Jak ktoś ma wątpliwości, że trole rozpaczliwie próbują podźwignąć kurs, to polecam powyższy wpis. "Nokia podbiera nam" i tyle. Nie mówiąc o narracji: jeden osobisty przypadek ma być odzwierciedleniem zachowania całej branży?
troche bez sensu ten wpis. jakie trole? nikt tu na siłe nie pisze, kilka postów pojawia sie raz na kwartał, więc jakie działania? uwazam, że sa to drobni zainteresowani , którzy maja takie zdanie na temat tej spólki. Swiadczy o tym też, ze wpis jakiegos oszołoma cyt, dawac gniota na widły> nikt nie zareagował. Firma ma tyle pieniędzy, że jakby zrobiła mały skup akcji, nawet za kilkaset tysięcy , to kurs byłby przynajmniej jak przed wynikami. i to pewnie było by lepsze dla akcjonariuszy niz dywidenda
Pomyliły ci się nicki. Tym razem jako aaa napisałeś z tego samego IP co nobody. Jedno jest pewne, jak trole zaczęły działać jak pisał Gugu, to dobrze nie będzie, bo to oznacza że ta firma nie ma za wiele do powiedzenia.

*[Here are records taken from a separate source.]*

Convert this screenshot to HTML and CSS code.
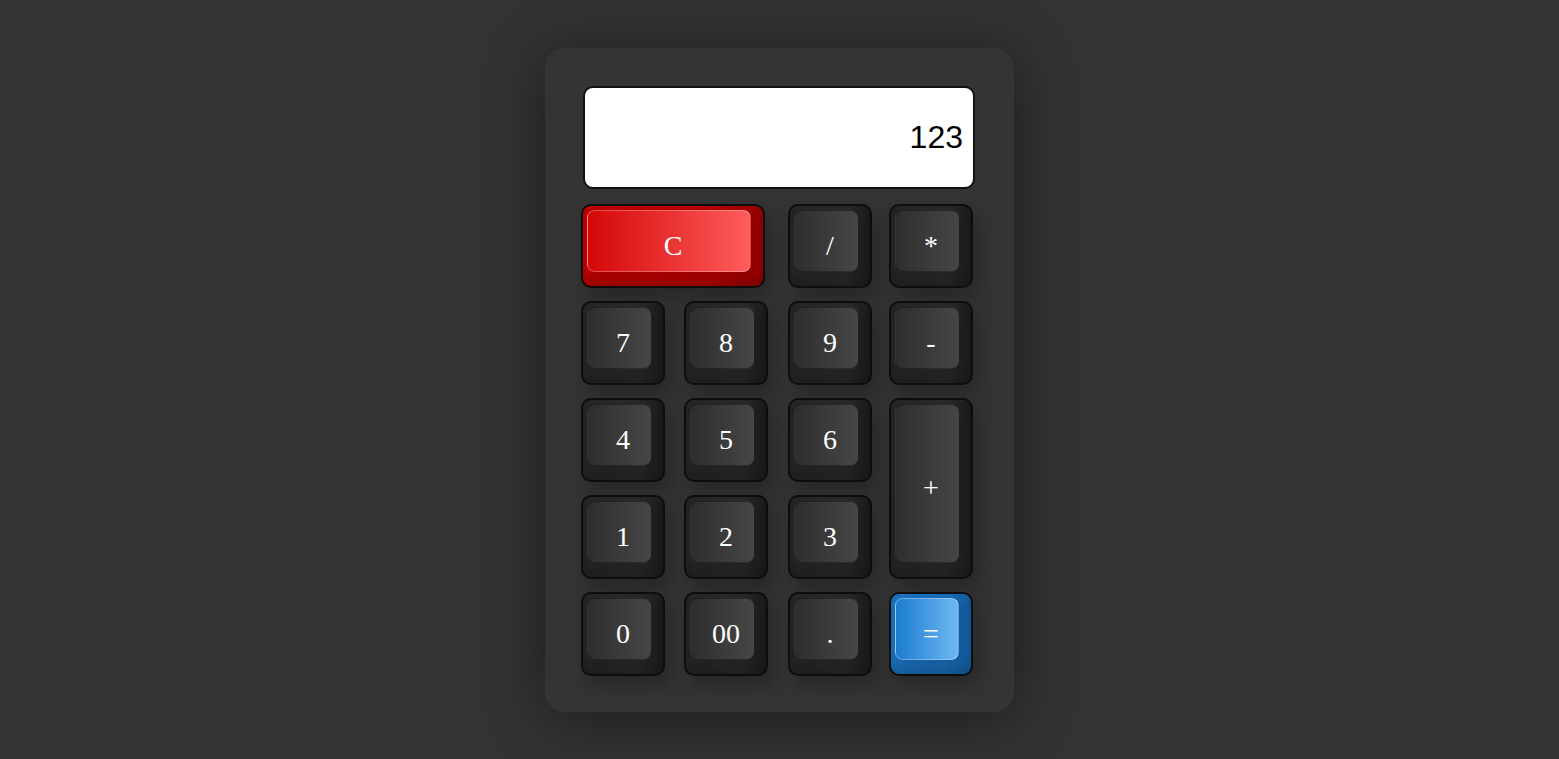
FILE: index.html
```html
<!DOCTYPE html>
<html lang="en">
<head>
<meta charset="utf-8">
<title>Calculator</title>
<link rel="stylesheet" href="styles.css">
</head>
<body>
<div class="calculator">
  <div class="display">123</div>
  <div class="keys">
    <span class="key key-clear wide">C</span>
    <span class="key">/</span>
    <span class="key">*</span>
    <span class="key">7</span>
    <span class="key">8</span>
    <span class="key">9</span>
    <span class="key">-</span>
    <span class="key">4</span>
    <span class="key">5</span>
    <span class="key">6</span>
    <span class="key tall">+</span>
    <span class="key">1</span>
    <span class="key">2</span>
    <span class="key">3</span>
    <span class="key">0</span>
    <span class="key">00</span>
    <span class="key">.</span>
    <span class="key key-equal">=</span>
  </div>
</div>
</body>
</html>
```
FILE: styles.css
```css
* { box-sizing: border-box; }

html, body {
  margin: 0;
  height: 100%;
}

body {
  background: #333333;
  display: flex;
  align-items: center;
  justify-content: center;
  font-family: "Liberation Serif", "Times New Roman", serif;
}

.calculator {
  width: 469px;
  height: 664px;
  background: #343434;
  border-radius: 20px;
  padding: 38px 36px 36px 36px;
  box-shadow: 0 6px 60px rgba(0, 0, 0, 0.45);
}

.display {
  margin-left: 2px;
  width: 392px;
  height: 103px;
  background: #fff;
  border: 2px solid #111;
  border-radius: 10px;
  display: flex;
  align-items: center;
  justify-content: flex-end;
  padding-right: 10px;
  font-family: "Liberation Sans", Arial, sans-serif;
  font-size: 32px;
  color: #000;
}

.keys {
  margin-top: 15px;
  display: grid;
  grid-template-columns: 103px 104px 101px 84px;
  grid-auto-rows: 84px;
  row-gap: 13px;
}

.key {
  position: relative;
  z-index: 0;
  width: 84px;
  display: flex;
  align-items: center;
  justify-content: center;
  border: 2px solid #0d0d0d;
  border-radius: 10px;
  background: linear-gradient(90deg, #262626 0%, #2a2a2a 70%, #1c1c1c 100%);
  box-shadow: inset 0 -8px 10px rgba(0, 0, 0, 0.2), 6px 10px 18px rgba(0, 0, 0, 0.25);
  color: #fff;
  font-size: 28px;
  line-height: 1;
}

.key::before {
  content: "";
  position: absolute;
  z-index: -1;
  top: 4px;
  left: 4px;
  right: 12px;
  bottom: 14px;
  border-radius: 8px;
  background: linear-gradient(90deg, #2e2e2e, #464646);
  border-top: 1px solid rgba(0, 0, 0, 0.35);
  border-left: 1px solid rgba(0, 0, 0, 0.25);
  border-bottom: 1px solid rgba(0, 0, 0, 0.3);
  box-shadow: 4px 4px 8px rgba(0, 0, 0, 0.15);
}

.wide { grid-column: span 2; width: 184px; }
.tall { grid-row: span 2; }

.key-clear {
  background: linear-gradient(90deg, #c40000 0%, #b80000 70%, #9a0000 100%);
}
.key-clear::before {
  background: linear-gradient(90deg, #d40808, #ff5c5c);
  border: 1px solid rgba(255, 255, 255, 0.28);
}

.key-equal {
  background: linear-gradient(90deg, #1c74c2 0%, #1a6cb6 70%, #135ea0 100%);
}
.key-equal::before {
  background: linear-gradient(90deg, #1c7dd0, #6fb8f1);
  border: 1px solid rgba(255, 255, 255, 0.3);
}
```
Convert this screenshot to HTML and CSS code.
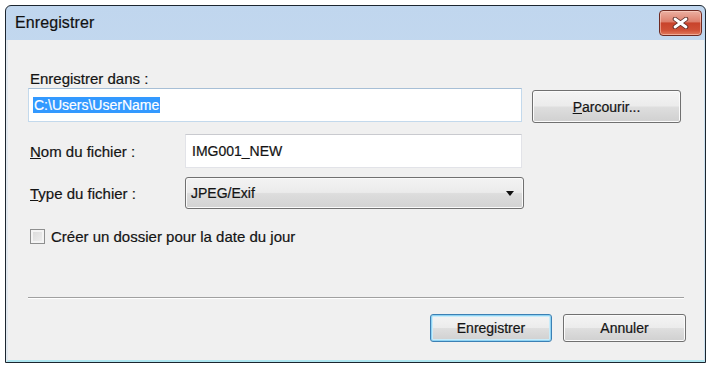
FILE: index.html
```html
<!DOCTYPE html>
<html lang="fr">
<head>
  <meta charset="UTF-8" />
  <title>Enregistrer</title>
  <link rel="stylesheet" href="styles.css">
</head>
<body>
  <div class="window">
    <!-- Title bar -->
    <div class="titlebar">
      <span class="title">Enregistrer</span>
      <div class="close-btn">
        <svg width="17" height="12" viewBox="0 0 17 12">
          <path d="M3 2 L14 10 M14 2 L3 10" stroke="#5a2a24" stroke-width="4.6" stroke-linecap="round" fill="none" />
          <path d="M3 2 L14 10 M14 2 L3 10" stroke="#ffffff" stroke-width="2.8" stroke-linecap="round" fill="none" />
        </svg>
      </div>
    </div>

    <!-- Dialog body -->
    <div class="client">
      <div class="field-label">Enregistrer dans :</div>
      <div class="row-path">
        <div class="textbox path-box"><span class="selected">C:\Users\UserName</span></div>
        <div class="btn browse-btn"><u>P</u>arcourir...</div>
      </div>

      <div class="row row-name">
        <div class="row-label"><u>N</u>om du fichier :</div>
        <div class="textbox name-box">IMG001_NEW</div>
      </div>

      <div class="row row-type">
        <div class="row-label"><u>T</u>ype du fichier :</div>
        <div class="combo">
          <span>JPEG/Exif</span>
          <span class="combo-arrow"></span>
        </div>
      </div>

      <div class="check-row">
        <span class="checkbox"></span>
        <span>Créer un dossier pour la date du jour</span>
      </div>

      <div class="separator"></div>

      <div class="actions">
        <div class="btn action-btn default">Enregistrer</div>
        <div class="btn action-btn">Annuler</div>
      </div>
    </div>
  </div>
</body>
</html>
```

FILE: styles.css
```css
* {
  margin: 0;
  padding: 0;
  box-sizing: border-box;
}

body {
  background: #ffffff;
  font-family: "Liberation Sans", Arial, sans-serif;
  color: #141414;
  padding: 5px 0 0 5px;
  -webkit-text-stroke: 0.2px #141414;
}

.window {
  width: 701px;
  height: 358px;
  border: 1px solid #1c2630;
  border-radius: 6px 6px 0 0;
  background: linear-gradient(180deg, #c0d6ee 0%, #d3e3f4 100%);
  display: flex;
  flex-direction: column;
  overflow: hidden;
}

.titlebar {
  height: 34px;
  display: flex;
  justify-content: space-between;
  align-items: flex-start;
  padding: 0 3px 0 9px;
  flex-shrink: 0;
}

.title {
  font-size: 16px;
  line-height: 34px;
  color: #111111;
  letter-spacing: 0.1px;
}

.close-btn {
  margin-top: 4px;
  width: 43px;
  height: 26px;
  border: 1px solid #6e2a22;
  border-radius: 4px;
  background: linear-gradient(180deg, #ebb0a2 0%, #dd7f6c 45%, #c8432b 50%, #cf5036 80%, #e27b5e 100%);
  box-shadow: inset 0 0 0 1px rgba(255, 220, 210, 0.5);
  display: flex;
  justify-content: center;
  align-items: center;
}

.client {
  flex: 1;
  background: #f0f0f0;
  border-left: 2px solid #e2e8ee;
  border-right: 1px solid #cfe3f0;
  border-bottom: 2px solid #aee6f0;
  padding: 30px 18px 0 20px;
  font-size: 15px;
}

.field-label {
  padding-left: 2px;
  line-height: 17px;
  height: 17px;
  margin-bottom: 1px;
}

.row-path {
  display: flex;
  align-items: flex-start;
  gap: 10px;
}

.textbox {
  background: #ffffff;
  height: 34px;
  display: flex;
  align-items: center;
  font-size: 14px;
}

.path-box {
  width: 494px;
  border: 1px solid #c3d9ec;
  border-top-color: #a7bfd6;
  padding-left: 4px;
}

.selected {
  background: #3399ff;
  color: #ffffff;
  -webkit-text-stroke: 0.2px #ffffff;
  padding: 0 1px;
  line-height: 16px;
}

.btn {
  border: 1px solid #707070;
  border-radius: 3px;
  background: linear-gradient(180deg, #f4f4f4 0%, #ececec 48%, #dedede 52%, #d0d0d0 100%);
  box-shadow: inset 0 0 0 1px #fbfbfb;
  display: flex;
  justify-content: center;
  align-items: center;
  font-size: 14px;
}

.browse-btn {
  margin-top: 2px;
  width: 149px;
  height: 33px;
}

.row {
  display: flex;
  align-items: center;
}

.row-label {
  width: 157px;
  padding-left: 2px;
}

.row-name {
  margin-top: 11px;
}

.name-box {
  width: 337px;
  border: 1px solid #e2e3e8;
  border-top-color: #c9cacf;
  padding-left: 6px;
}

.row-type {
  margin-top: 9px;
}

.combo {
  width: 339px;
  height: 32px;
  border: 1px solid #707070;
  border-radius: 3px;
  background: linear-gradient(180deg, #f3f3f3 0%, #ebebeb 48%, #dddddd 52%, #d2d2d2 100%);
  box-shadow: inset 0 0 0 1px #fafafa;
  display: flex;
  justify-content: space-between;
  align-items: center;
  padding: 0 9px 0 5px;
  font-size: 14px;
}

.combo-arrow {
  width: 0;
  height: 0;
  border-left: 4px solid transparent;
  border-right: 4px solid transparent;
  border-top: 5px solid #111111;
}

.check-row {
  margin-top: 19px;
  padding-left: 2px;
  display: flex;
  align-items: center;
  gap: 6px;
  height: 16px;
}

.checkbox {
  width: 15px;
  height: 15px;
  border: 1px solid #8e8f8f;
  background: linear-gradient(135deg, #d8d8d8 0%, #f1f1f1 100%);
  box-shadow: inset 0 0 0 2px #f4f4f4;
}

.separator {
  margin: 53px 2px 0 0;
  border-top: 1px solid #a0a0a0;
  border-bottom: 1px solid #ffffff;
}

.actions {
  margin-top: 15px;
  display: flex;
  justify-content: flex-end;
  gap: 11px;
}

.action-btn {
  width: 123px;
  height: 28px;
}

.action-btn.default {
  width: 122px;
  border-color: #3c80b4;
  box-shadow: inset 0 0 0 1px #8fd3f3, inset 0 0 0 2px #c9ecfa;
}
```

SAM SIE BAR...NIE POMYLIŁEŚ. JAKIE NICKI? JAKIE IP? DOBRZE SIE CZUJESZ? CO TAKIEGO NAPISAŁEM? MAM TROCHE AKCJI I TROCHE PATRZE Z NIEPOKOJEM CO SIE DZIEJE. SAM JESTES TROLEM I TO GŁUPIM. TU JEST DOSŁWNIE 10 WPISÓW NA KWARTAŁ, TU PRAWIE NIC SIE NIE DZIEJE, FIRMA TEZ MAŁO SIE ODZYWA. KAZDY WYPOWIADA SIE Z DYSTANSEM, A TEN SIE PODNIECA O JAKIS NAGANIANIU, LECZ SIE CHŁOPIE.